I always used to scoff at people who felt they needed things like alcohol or drugs to escape from their lives. I always thought, if your life sucks that much, why don't you change it instead of wasting your time escaping from it?

But this year I've noticed that I've started doing things to escape. Like computer games. I used to play computer games to procrastinate, thinking the whole time I was playing that I should be working rather than playing. Now, when I play the Sims or NetHack, I completely forget about everything else I have to do, and I'm able to simply enjoy the game.

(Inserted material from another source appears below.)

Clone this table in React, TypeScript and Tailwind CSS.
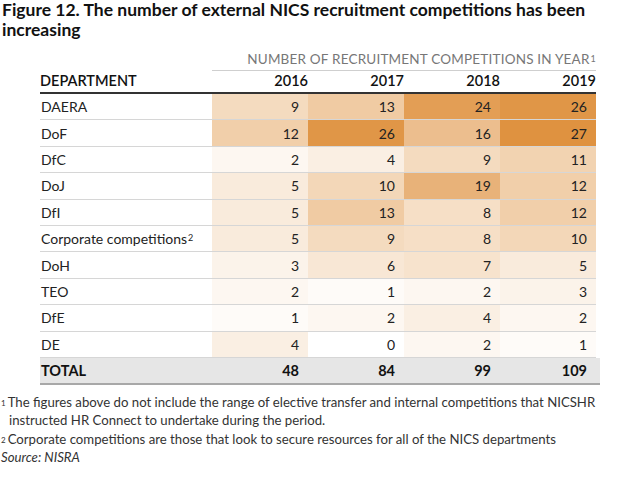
import React from "react";

const rows: [string, number, number, number, number][] = [
  ["DAERA", 9, 13, 24, 26],
  ["DoF", 12, 26, 16, 27],
  ["DfC", 2, 4, 9, 11],
  ["DoJ", 5, 10, 19, 12],
  ["DfI", 5, 13, 8, 12],
  ["Corporate competitions", 5, 9, 8, 10],
  ["DoH", 3, 6, 7, 5],
  ["TEO", 2, 1, 2, 3],
  ["DfE", 1, 2, 4, 2],
  ["DE", 4, 0, 2, 1],
];

function heat(v: number): string {
  const t = v / 27;
  const from = [255, 255, 255];
  const to = [223, 146, 64];
  const c = from.map((f, i) => Math.round(f + (to[i] - f) * t));
  return `rgb(${c[0]},${c[1]},${c[2]})`;
}

export default function App() {
  return (
    <div className="w-[620px] h-[477px] bg-white text-[#222] font-['Lato','Noto_Sans',sans-serif] overflow-hidden">
      <div className="pl-[2px] pt-0 text-[17.5px] font-bold leading-[20px] text-[#111]">
        Figure 12. The number of external NICS recruitment competitions has been
        <br />
        increasing
      </div>

      <div className="ml-[40px] w-[556px]">
        <div className="ml-[172px] mt-[11px] border-b border-[#cfcfcf] pb-[3px] text-right text-[13.5px] leading-[16px] tracking-[0.2px] text-[#777]">
          NUMBER OF RECRUITMENT COMPETITIONS IN YEAR
          <sup className="text-[9px] relative -top-[2px] ml-[1px]">1</sup>
        </div>

        <div className="grid grid-cols-[172px_96px_96px_96px_96px] items-end h-[23px] border-b-2 border-[#333] text-[14.5px] leading-[18px] text-[#111] pb-[2px] font-semibold">
          <div>DEPARTMENT</div>
          <div className="text-right">2016</div>
          <div className="text-right">2017</div>
          <div className="text-right">2018</div>
          <div className="text-right">2019</div>
        </div>

        {rows.map((r) => (
          <div
            key={r[0]}
            className="grid grid-cols-[172px_96px_96px_96px_96px] h-[26.4px] border-b-[1.5px] border-[#d6d6d6] text-[14px] text-[#222]"
          >
            <div className="flex items-center pl-[1px]">
              {r[0]}
              {r[0] === "Corporate competitions" && (
                <sup className="text-[9px] ml-[1px] relative -top-[1px]">2</sup>
              )}
            </div>
            {[r[1], r[2], r[3], r[4]].map((v, i) => (
              <div
                key={i}
                className="flex items-center justify-end pr-[9px]"
                style={{ backgroundColor: heat(v) }}
              >
                {v}
              </div>
            ))}
          </div>
        ))}

        <div className="grid grid-cols-[172px_96px_96px_96px_96px] h-[27px] bg-[#e6e6e6] border-b-2 border-[#a8a8a8] text-[14.5px] font-bold text-[#111] w-[560px]">
          <div className="flex items-center pl-[1px]">TOTAL</div>
          <div className="flex items-center justify-end pr-[9px]">48</div>
          <div className="flex items-center justify-end pr-[9px]">84</div>
          <div className="flex items-center justify-end pr-[9px]">99</div>
          <div className="flex items-center justify-end pr-[9px]">109</div>
        </div>
      </div>

      <div className="mt-[8px] pl-[1px] text-[13.2px] leading-[18.5px] text-[#333]">
        <div className="pl-[8px] -indent-[8px]">
          <sup className="text-[8px] relative -top-[1px] mr-[2px]">1</sup>
          The figures above do not include the range of elective transfer and internal competitions that NICSHR instructed HR Connect to undertake during the period.
        </div>
        <div>
          <sup className="text-[8px] relative -top-[1px] mr-[2px]">2</sup>
          Corporate competitions are those that look to secure resources for all of the NICS departments
        </div>
        <div className="italic">Source: NISRA</div>
      </div>
    </div>
  );
}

Also there's this online persona I've been developing. When I started this diary, I updated it like once a month and didn't really write anything in it. But now I've been revealing frighteningly more and more about myself, and I'm more and more concerned with how many people read what I write and whether they sign my guestbook and whether I should sign up for SuperGold to get comments and crap like that. A couple weeks ago I realized that I had been frequenting message boards and making plans to meet people at Pearl Jam concerts next year, and I suddenly realized how psycho and common I had become.

One of my friends at school escapes through music. Not necessarily listening to music, but buying music. One month she spent $1000 on CDs and records. In high school, no matter how busy or tired I was, I still played the piano for an hour or two every day, and I guess that was a sort of escape for me.

And then there are these books that I supposedly want to write. The same friend at school is also writing a book. I wonder if this is just a nother escape mechanism? Maybe that's why there are so many crappy books that get published. In trying to escape from the ugly reality of their lives, everyone becomes an aspiring writer, making up new people with new lives that they can manipulate and live vicariously through.

Blah blah blah, etc. There's no point to this.

I wonder how much it would cost me to buy a freptology thesis that I could turn in as my own? What's the going rate? $50?